Image by Ashley Goodall
I can tell you that a girl’s walk home from a boy’s room was a walk of shame, while a boy’s trip was a stroll of success. I can tell you that at St. Leo’s freshers weren’t allowed to have girlfriends because they were viewed as corruptive threats. I can tell you that at every King’s general meeting an award was given for the “best” sex story, and that in the winning tale the girl was almost always the punchline. She was the troll too ugly to fuck sober, the canvas on which the storyteller vomited, the slit, the gash, the meat. We were spoken to in this new and abrasive vocabulary. We were young and permeable, so we soon read from this hostile dictionary like it were our native tongue.
I had a decent amount of sex at college, but not much of it was any good. This was usually my fault. I had insecurities, and I had been taught to affect a public bravado I couldn’t live up to come copulation.
And yet, I always twisted the story to make women the butt of my jokes, simply because I wasn’t ready to admit weakness or vulnerability. That’s exactly why I think a lot of adolescent misogyny and sexual aggression aren’t problems, they’re symptoms. Symptoms of inflexible expectations of manhood and repressed individuality, symptoms of trying to be someone you’re not. Feelings of inadequacy easily morph into bitterness.
For some boys, the King’s identity fit like a glove. It was natural for them to aspire to the triumvirate of masculinity: sporting success, sexual conquest, and the possession of a steel liver.
But more often I saw boys for whom college didn’t fit. Boys like me: from sleepy coastal towns, with stutters, pigeon chests, and acne. Boys who were introspective, gay, or asexual. Those who didn’t particularly like drinking, or know what a coxswain was.
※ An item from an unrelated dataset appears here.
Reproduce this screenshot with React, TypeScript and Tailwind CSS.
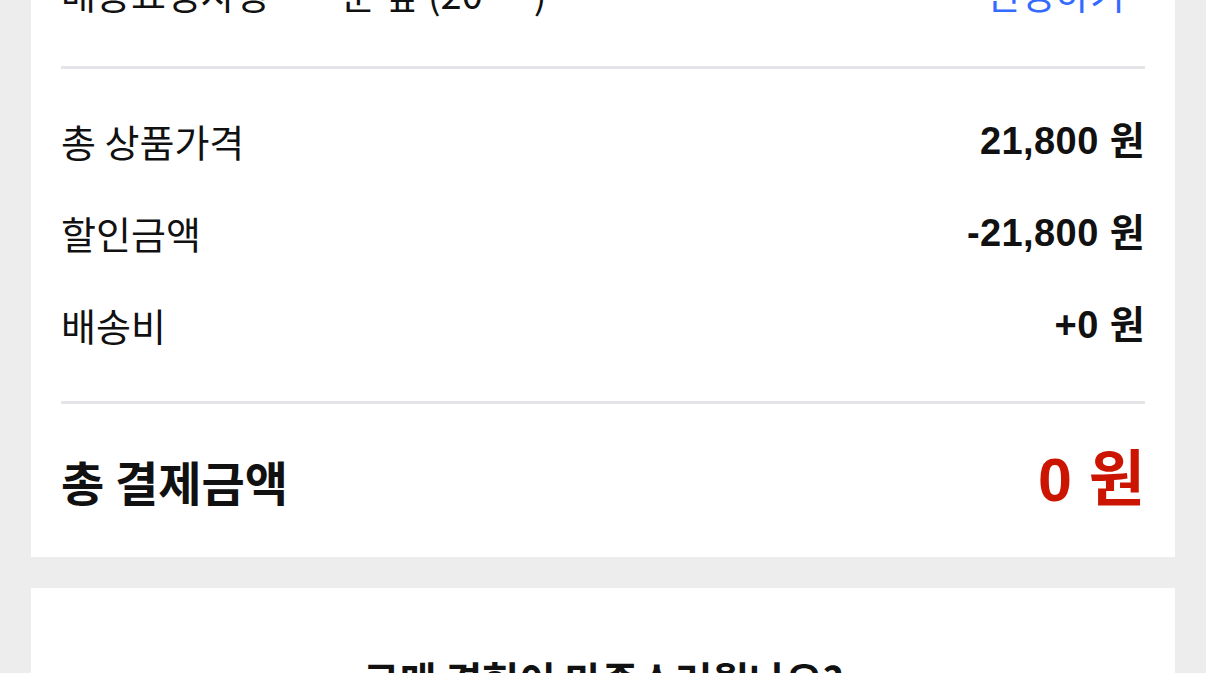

Most of all, boys who learned quickly that in order to fit in they would need to erase themselves—and project something entirely different through alcohol.
It took more than a year for me to realize that King’s mystical reputation—that it was a sort of hedonistic Shangri-La free from responsibility—wasn’t real. For it to be real, all men would have to be born the same, and women, well, they’d have to not take up space at all. It would’ve meant going back to a crueler, harsher time.
That’s where this issue really comes from: the past. Any institution too heavily invested in the past loses sight of the present. And for colleges, this is painfully clear in their ideas of gender.
Oxford University’s last all-male college, St. Benet’s, opened its doors to women in 2015 with little fanfare or backlash. When queried about the perceived loss of tradition, the master of St. Benet’s Professor Werner Jeanrond said, “It depends on how you view tradition. Is it something that you contribute to or something that is an exhibit in a museum?”